STATED PROBLEM: Give the count of lines in the data that include "inline", with no other words.

PROVIDED DATA:
────────

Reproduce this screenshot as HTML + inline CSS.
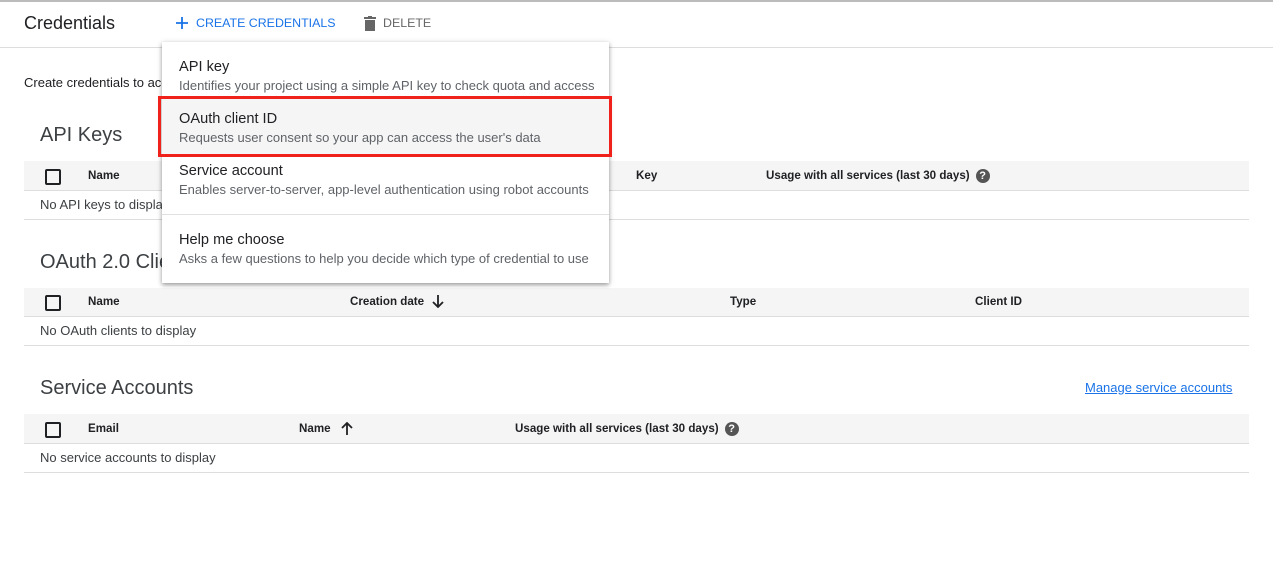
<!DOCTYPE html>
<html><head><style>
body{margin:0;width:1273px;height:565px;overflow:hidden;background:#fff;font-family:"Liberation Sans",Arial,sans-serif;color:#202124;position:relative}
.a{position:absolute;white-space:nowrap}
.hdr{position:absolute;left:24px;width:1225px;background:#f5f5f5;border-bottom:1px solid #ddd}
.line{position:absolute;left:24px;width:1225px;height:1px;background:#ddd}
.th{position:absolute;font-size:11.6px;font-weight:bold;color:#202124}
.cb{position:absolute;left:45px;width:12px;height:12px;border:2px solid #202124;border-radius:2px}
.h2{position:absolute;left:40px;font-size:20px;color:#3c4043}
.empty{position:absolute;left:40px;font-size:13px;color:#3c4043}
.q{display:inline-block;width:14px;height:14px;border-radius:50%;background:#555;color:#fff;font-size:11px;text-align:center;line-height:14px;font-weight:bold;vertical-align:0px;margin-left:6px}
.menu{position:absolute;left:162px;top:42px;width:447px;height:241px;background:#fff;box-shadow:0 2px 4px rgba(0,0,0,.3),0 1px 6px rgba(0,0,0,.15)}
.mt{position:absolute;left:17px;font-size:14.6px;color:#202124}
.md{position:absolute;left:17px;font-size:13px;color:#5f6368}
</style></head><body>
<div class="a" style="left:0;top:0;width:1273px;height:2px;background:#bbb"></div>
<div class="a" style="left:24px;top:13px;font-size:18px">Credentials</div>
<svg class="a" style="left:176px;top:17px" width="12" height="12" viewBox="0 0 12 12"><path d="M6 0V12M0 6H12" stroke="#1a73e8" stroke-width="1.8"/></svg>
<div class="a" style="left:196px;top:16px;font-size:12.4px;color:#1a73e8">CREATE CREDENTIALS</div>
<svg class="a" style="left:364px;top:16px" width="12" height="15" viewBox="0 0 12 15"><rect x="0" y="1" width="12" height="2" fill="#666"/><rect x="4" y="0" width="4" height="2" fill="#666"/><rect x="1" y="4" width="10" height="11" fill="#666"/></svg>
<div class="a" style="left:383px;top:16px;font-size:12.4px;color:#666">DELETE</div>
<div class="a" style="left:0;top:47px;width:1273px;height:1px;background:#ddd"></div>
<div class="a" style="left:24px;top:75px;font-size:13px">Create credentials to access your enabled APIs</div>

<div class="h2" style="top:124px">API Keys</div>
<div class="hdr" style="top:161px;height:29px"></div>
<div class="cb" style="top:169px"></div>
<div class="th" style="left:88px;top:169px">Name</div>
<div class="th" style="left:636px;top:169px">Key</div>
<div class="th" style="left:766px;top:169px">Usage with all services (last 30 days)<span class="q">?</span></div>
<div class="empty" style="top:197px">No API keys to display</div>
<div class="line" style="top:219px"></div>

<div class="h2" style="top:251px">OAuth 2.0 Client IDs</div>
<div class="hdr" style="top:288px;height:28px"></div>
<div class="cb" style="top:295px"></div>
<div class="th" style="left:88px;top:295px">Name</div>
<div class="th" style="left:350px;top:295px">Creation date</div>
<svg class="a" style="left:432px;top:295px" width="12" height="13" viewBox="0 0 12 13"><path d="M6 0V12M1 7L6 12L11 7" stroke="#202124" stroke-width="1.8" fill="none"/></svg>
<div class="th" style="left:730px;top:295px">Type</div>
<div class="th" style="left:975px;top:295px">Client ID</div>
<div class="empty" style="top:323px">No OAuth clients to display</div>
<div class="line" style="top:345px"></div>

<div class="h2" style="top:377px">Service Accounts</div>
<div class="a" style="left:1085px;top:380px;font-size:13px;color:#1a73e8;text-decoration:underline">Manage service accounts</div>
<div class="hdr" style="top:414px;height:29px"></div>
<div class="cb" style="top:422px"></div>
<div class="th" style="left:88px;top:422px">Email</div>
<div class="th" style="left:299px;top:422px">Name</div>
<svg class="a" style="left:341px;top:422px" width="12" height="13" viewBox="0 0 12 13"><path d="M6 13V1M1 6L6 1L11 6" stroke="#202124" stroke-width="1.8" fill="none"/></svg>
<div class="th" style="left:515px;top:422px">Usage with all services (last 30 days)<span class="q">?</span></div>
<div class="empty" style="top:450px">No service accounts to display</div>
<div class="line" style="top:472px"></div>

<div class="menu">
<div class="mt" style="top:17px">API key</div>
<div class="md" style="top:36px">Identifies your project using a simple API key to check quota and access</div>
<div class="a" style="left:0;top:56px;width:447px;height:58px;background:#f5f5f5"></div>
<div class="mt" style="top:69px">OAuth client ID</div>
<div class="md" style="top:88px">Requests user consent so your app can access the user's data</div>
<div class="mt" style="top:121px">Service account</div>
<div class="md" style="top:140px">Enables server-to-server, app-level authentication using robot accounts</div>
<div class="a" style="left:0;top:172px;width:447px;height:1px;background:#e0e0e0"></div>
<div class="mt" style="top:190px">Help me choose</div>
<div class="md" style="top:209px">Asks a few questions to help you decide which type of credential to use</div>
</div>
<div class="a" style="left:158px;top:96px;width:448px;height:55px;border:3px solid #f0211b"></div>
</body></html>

────────

OUTPUT BELOW: 2